UPDATE October 24, 2012: A slight correction on the April 24th update: Electing anarchists is not necessarily counterproductive–my argument in this essay that electing anarchists is counterproductive is wrong. But that does not mean that voting or trying to elect libertarians to political office does help the cause of a free society. And it certainly does not mean that such participation in the electoral process is an efficient strategy for achieving a free society.

My current view is that libertarians who participate in the electoral process probably are helping the cause of achieving a free society (meaning I don’t think their actions are counterproductive), however I think libertarians who do not participate in voting or running for political office may be helping the cause even more.

Let me also mention that I think the issue of voting is often treated by many libertarians (including both those who support participation and those who oppose participation in electoral politics) as though it were more important than it actually is. Half a year ago when I wrote this essay and was trying to make up my mind about whether I should vote or not I believed that the issue was a big deal. I believed that it was very important that I determine which act (voting or not voting) helped the cause of a free society more.
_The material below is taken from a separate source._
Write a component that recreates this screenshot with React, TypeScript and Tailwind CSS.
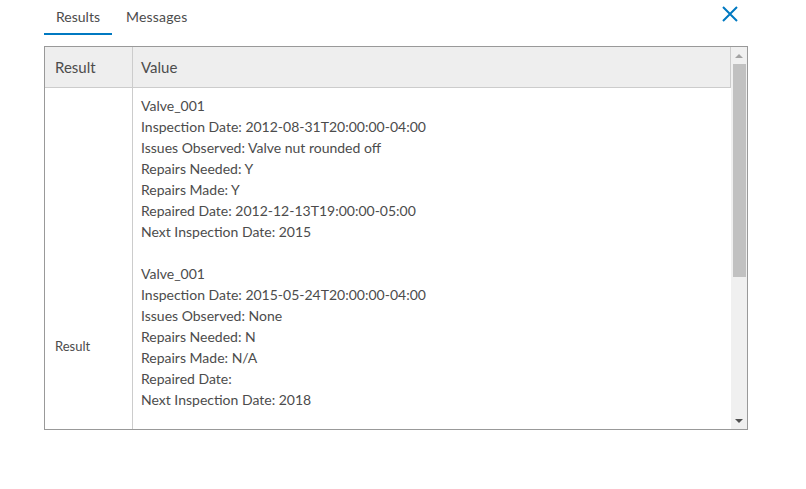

But the truth is that the issue is not important. The act of voting and the act of not voting are both quite insignificant. If we were to observe people in the world and make a list of all the things they have done to help make the world a more just place, the acts of voting and not voting would both not be significant enough to include on the list.

UPDATE November 8th, 2016 11:30 AM CT: Today is Election Day. PredictIt gives Trump a 21% of defeating Clinton. This year I registered to vote and voted for the first time. I was persuaded by Robert Wiblin and others in the Effective Altruism community that my vote for Clinton in swing state New Hampshire has high expected value. The expected difference in outcomes between the two candidates is significant enough that the 1 in ~10 million chance of affecting the outcome of the election is sufficient to make it worth voting, perhaps even very worth it. So my view has again been changed on this topic. I now think that voting can be a pretty significant act.

That said, I would still agree with my above statement that “If we were to observe people in the world and make a list of all the things they have done to help make the world a more just [better] place, the acts of voting and not voting would both not be significant enough to include on the list.”

Although perhaps campaigning and getting hundreds if not thousands of others to vote well who otherwise would have voted poorly or not voted at all would make such a list.